Once the fixed assets are fully utilized, the dynamic reverses. The equipment becomes a bottleneck. Workers share machines, wait for access to tools, or crowd into spaces that weren’t designed for that many people. The variable input simply cannot compensate for the constraint imposed by the fixed input. Each new worker has less capital to work with than the one before, so their marginal contribution shrinks.

This imbalance between variable and fixed inputs is the engine of the entire law. It’s not that workers become less capable. It’s that the ratio of workers to equipment worsens with every hire. The only escape from diminishing returns is expanding the fixed input, which is a long-run decision that takes time and capital. Until that expansion happens, the firm is stuck managing the tradeoff within the existing constraint.

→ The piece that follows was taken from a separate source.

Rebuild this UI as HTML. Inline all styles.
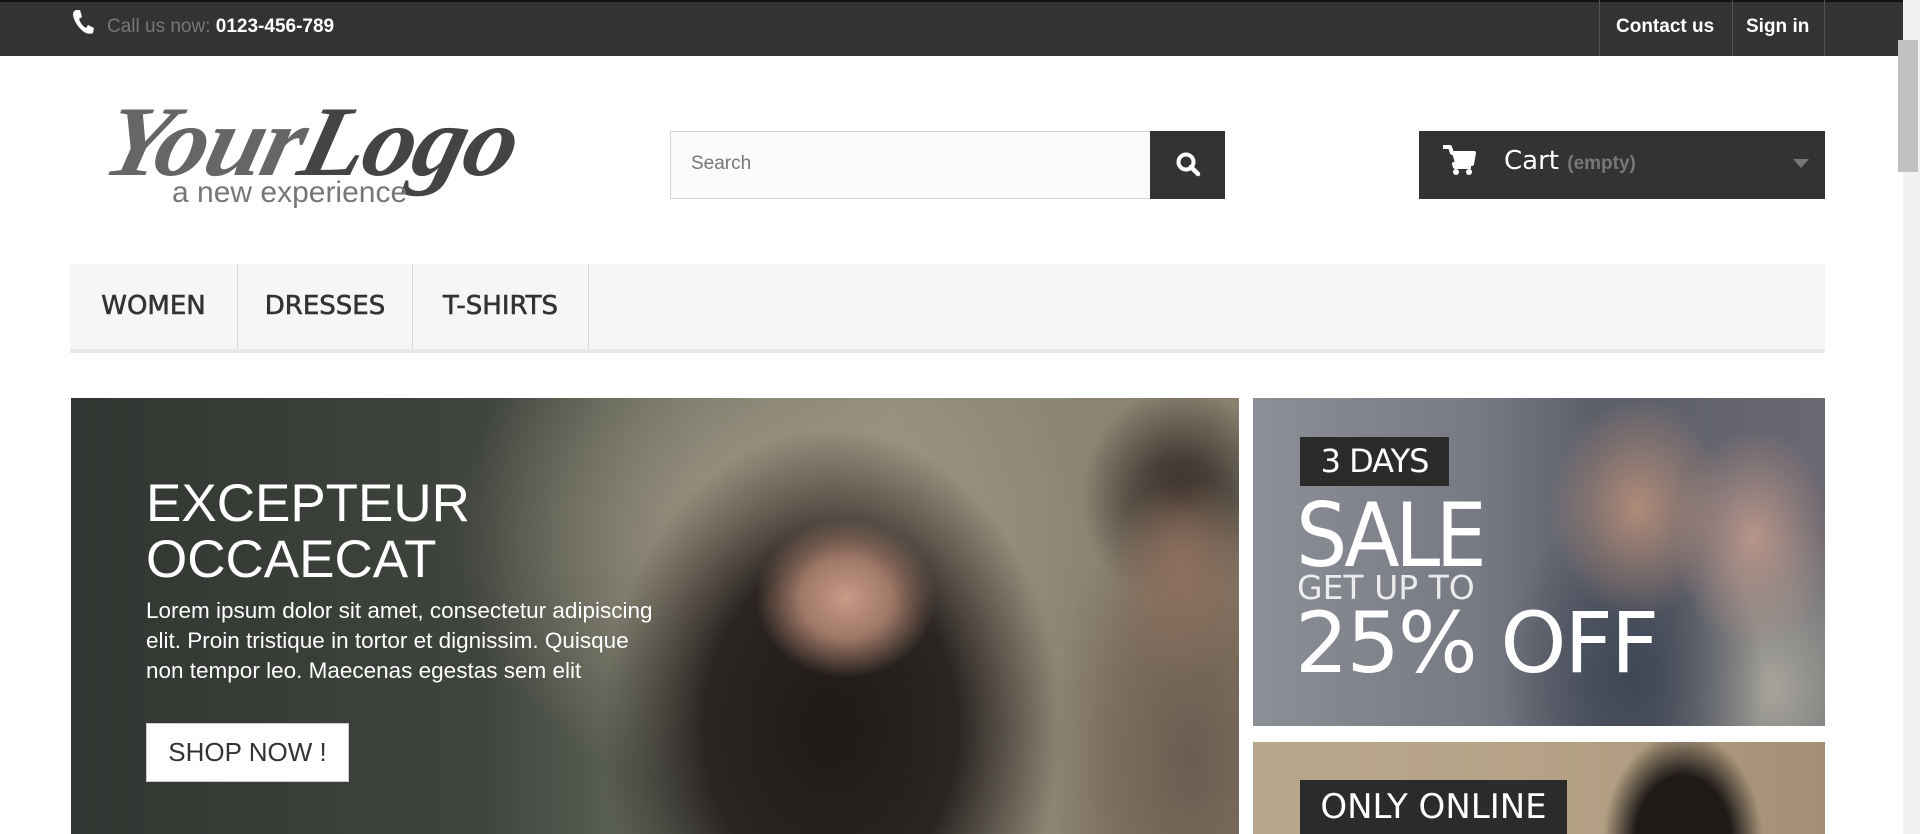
<!DOCTYPE html>
<html><head><meta charset="utf-8"><style>
*{margin:0;padding:0;box-sizing:border-box}
body{width:1920px;height:834px;overflow:hidden;background:#fff;font-family:"Liberation Sans",Arial,sans-serif;position:relative}
.a{position:absolute}
.top{left:0;top:0;width:1903px;height:56px;background:#333;border-top:2px solid #111}
.sb{left:1903px;top:0;width:17px;height:834px;background:#f1f1f1}
.nav a{color:#fff;font-weight:bold;font-size:19px}
.menu{left:70px;top:264px;width:1755px;height:89px;background:#f6f6f6;border-bottom:4px solid #e9e9e9}
.mi{position:absolute;top:0;height:85px;border-right:1px solid #d6d4d4;font-family:"DejaVu Sans",sans-serif;font-weight:normal;font-size:26px;color:#333;line-height:85px;text-align:center;-webkit-text-stroke:0.6px #333}
.ban{left:71px;top:398px;width:1168px;height:436px;overflow:hidden;
background:
radial-gradient(ellipse 90px 80px at 775px 200px,#c79b85 0%,#a07867 50%,rgba(0,0,0,0) 100%),
radial-gradient(ellipse 70px 110px at 1110px 170px,#8e6f5e 0%,rgba(0,0,0,0) 100%),
radial-gradient(ellipse 230px 300px at 760px 330px,#1e1a18 0%,#2a2522 55%,rgba(0,0,0,0) 100%),
radial-gradient(ellipse 140px 280px at 1120px 360px,#6a5d50 0%,#7c6c5c 55%,rgba(0,0,0,0) 100%),
radial-gradient(ellipse 100px 110px at 1110px 100px,#1d1a18 0%,rgba(0,0,0,0) 100%),
radial-gradient(ellipse 320px 260px at 700px 140px,#a49a86 0%,rgba(0,0,0,0) 100%),
linear-gradient(90deg,#323632 0%,#3f443d 35%,#6d7164 55%,#8e8b79 70%,#8a806e 100%)}
.b2{left:1253px;top:398px;width:572px;height:328px;overflow:hidden;
background:
radial-gradient(ellipse 90px 110px at 385px 110px,#b08a78 0%,rgba(0,0,0,0) 100%),
radial-gradient(ellipse 80px 110px at 500px 140px,#b8958a 0%,rgba(0,0,0,0) 100%),
radial-gradient(ellipse 130px 180px at 380px 280px,#3e4654 0%,rgba(0,0,0,0) 100%),
radial-gradient(ellipse 120px 170px at 520px 290px,#a6a49a 0%,rgba(0,0,0,0) 100%),
linear-gradient(90deg,#8c8f96 0%,#777983 40%,#5b5f69 60%,#6a6870 100%)}
.b3{left:1253px;top:742px;width:572px;height:92px;overflow:hidden;background:linear-gradient(90deg,#b9a78c 0%,#b5a285 55%,#a48f74 100%)}
.w{color:#fff}
</style></head><body>
<div class="a top"></div>
<svg class="a" style="left:71px;top:9px" width="24" height="26" viewBox="0 0 24 26"><path d="M5 1 L9 1 L11 8 L8 10 Q10 16 15 19 L17 16 L23 19 L22 24 Q18 26 13 23 Q4 16 2 6 Q2 2 5 1Z" fill="#fff"/></svg>
<div class="a" style="left:107px;top:16px;font-size:19px;color:#777">Call us now: <b style="color:#fff">0123-456-789</b></div>
<div class="a" style="left:1599px;top:0;width:1px;height:56px;background:#515151"></div>
<div class="a" style="left:1732px;top:0;width:1px;height:56px;background:#515151"></div>
<div class="a" style="left:1824px;top:0;width:1px;height:56px;background:#515151"></div>
<div class="a nav" style="left:1616px;top:16px"><a>Contact us</a></div>
<div class="a nav" style="left:1746px;top:16px"><a>Sign in</a></div>
<div class="a sb"></div><div class="a" style="left:1898px;top:40px;width:20px;height:132px;background:#c1c1c1"></div>

<div class="a" style="left:122px;top:84px;font-family:'Liberation Serif',serif;font-style:italic;font-weight:bold;font-size:100px;color:#666;letter-spacing:-2px;transform:skewX(-14deg) scaleX(1.05);transform-origin:left top">Your<span style="color:#444">Logo</span></div>
<div class="a" style="left:172px;top:176px;font-size:30px;color:#777">a new experience</div>

<div class="a" style="left:670px;top:131px;width:481px;height:68px;background:#fbfbfb;border:1px solid #d6d4d4"></div>
<div class="a" style="left:691px;top:153px;font-size:19px;color:#777">Search</div>
<div class="a" style="left:1150px;top:131px;width:75px;height:68px;background:#333"></div>
<svg class="a" style="left:1175px;top:151px" width="26" height="26" viewBox="0 0 26 26"><circle cx="11" cy="11" r="7.5" stroke="#fff" stroke-width="4" fill="none"/><path d="M16 16 L23 23" stroke="#fff" stroke-width="4.5" stroke-linecap="round"/></svg>

<div class="a" style="left:1419px;top:131px;width:406px;height:68px;background:#333"></div>
<svg class="a" style="left:1442px;top:144px" width="34" height="32" viewBox="0 0 34 32"><path d="M1 3 H8 L10 9 H32 L30 20 H12 L13 23 H29" stroke="#fff" stroke-width="4" fill="none" stroke-linejoin="round"/><path d="M10 9 H31 L29 19 H13Z" fill="#fff"/><circle cx="14" cy="28" r="3" fill="#fff"/><circle cx="27" cy="28" r="3" fill="#fff"/></svg>
<div class="a" style="left:1504px;top:146px;font-family:'DejaVu Sans',sans-serif;font-size:26px;color:#fff">Cart <span style="font-family:'Liberation Sans';font-weight:bold;font-size:19px;color:#777">(empty)</span></div>
<div class="a" style="left:1793px;top:159px;width:0;height:0;border-left:8px solid transparent;border-right:8px solid transparent;border-top:9px solid #777"></div>

<div class="a menu">
<div class="mi" style="left:0;width:168px">WOMEN</div>
<div class="mi" style="left:168px;width:175px">DRESSES</div>
<div class="mi" style="left:343px;width:176px">T-SHIRTS</div>
</div>

<div class="a ban">
<div class="a w" style="left:75px;top:78px;font-size:53px;line-height:56px">EXCEPTEUR<br>OCCAECAT</div>
<div class="a w" style="left:75px;top:198px;font-size:22.5px;line-height:30px;width:525px">Lorem ipsum dolor sit amet, consectetur adipiscing elit. Proin tristique in tortor et dignissim. Quisque non tempor leo. Maecenas egestas sem elit</div>
<div class="a" style="left:75px;top:325px;width:203px;height:59px;background:#fff;border:1px solid #ccc;font-size:26px;color:#333;line-height:57px;text-align:center">SHOP NOW !</div>
</div>

<div class="a b2">
<div class="a w" style="left:47px;top:39px;width:149px;height:49px;background:#2b2b2b;font-family:'DejaVu Sans',sans-serif;font-size:32px;line-height:49px;text-align:center;letter-spacing:-1px">3 DAYS</div>
<div class="a w" style="left:43px;top:88px;font-family:'DejaVu Sans',sans-serif;font-size:88px;line-height:100px;letter-spacing:-5px;transform:scaleX(0.92);transform-origin:left">SALE</div>
<div class="a w" style="left:44px;top:170px;font-family:'DejaVu Sans',sans-serif;font-size:33px;line-height:40px;opacity:.85">GET UP TO</div>
<div class="a w" style="left:42px;top:200px;font-family:'DejaVu Sans',sans-serif;font-size:84px;line-height:90px;letter-spacing:-2px">25% OFF</div>
</div>
<div class="a b3">
<div class="a" style="left:340px;top:0;width:180px;height:92px;background:radial-gradient(ellipse 80px 110px at 90px 100px,#1e1a18 60%,rgba(0,0,0,0) 100%)"></div>
<div class="a w" style="left:47px;top:38px;width:267px;height:54px;background:#2b2b2b;font-family:'DejaVu Sans',sans-serif;font-size:34px;line-height:54px;text-align:center">ONLY ONLINE</div>
</div>
</body></html>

Finding the Optimal Number of Variable Units

Knowing that returns diminish doesn’t tell you where to stop hiring. For that, you need to compare what each additional worker produces in revenue against what they cost. The concept that ties this together is marginal revenue product, which equals the marginal product of a worker multiplied by the price of the output they produce.

If a factory worker’s marginal product is 20 units and each unit sells for $10, that worker’s marginal revenue product is $200. If the worker’s wage is $150 per day, the firm gains $50 by hiring them. The firm should keep adding workers until marginal revenue product falls to equal the wage rate. At that point, the last worker hired is just barely paying for themselves, and hiring one more would cost more than they contribute.

This rule works cleanly in competitive markets where the firm sells at the market price. In markets where a firm has some pricing power, the math gets slightly more complex because selling additional output may require lowering the price, which reduces the revenue gained from each marginal unit. But the core logic is the same: keep adding the variable input as long as the revenue it generates exceeds its cost, and stop the moment it doesn’t.

Firms that ignore this calculation tend to either understaff (leaving money on the table in Stage One) or overstaff (paying workers whose marginal revenue product has fallen below their wage). Neither mistake shows up immediately on a financial statement, which is why tracking marginal product explicitly rather than relying on gut feeling matters so much in practice.

Practical Implications for Business Decisions

The law of variable proportions isn’t just a textbook diagram. It shapes everyday decisions about staffing, scheduling, and capital investment. A retail store manager deciding how many cashiers to schedule during a holiday rush is running a variable proportions problem whether they realize it or not. Too few cashiers and customers leave; too many and they’re standing around while the store pays their wages.

The concept also clarifies when a business should invest in expanding its fixed capacity rather than continuing to add variable inputs. If you’ve been hiring workers and watching productivity per person steadily decline, the law is telling you that more labor isn’t the answer. The fixed input, whether it’s floor space, equipment, or technology infrastructure, is the binding constraint. The long-run solution is expanding that fixed input, not squeezing more variable input through the same bottleneck.

Seasonal businesses face this tension acutely. A farm at harvest time adds temporary workers rapidly, often pushing well into Stage Two. The marginal product of the last few workers may be low, but the perishability of the crop makes it worth hiring them anyway. The cost of unharvested produce exceeds the cost of somewhat inefficient labor. Context like this is where rigid application of the theory breaks down, and practical judgment about the full picture, including spoilage costs, overtime premiums, and delivery deadlines, takes over.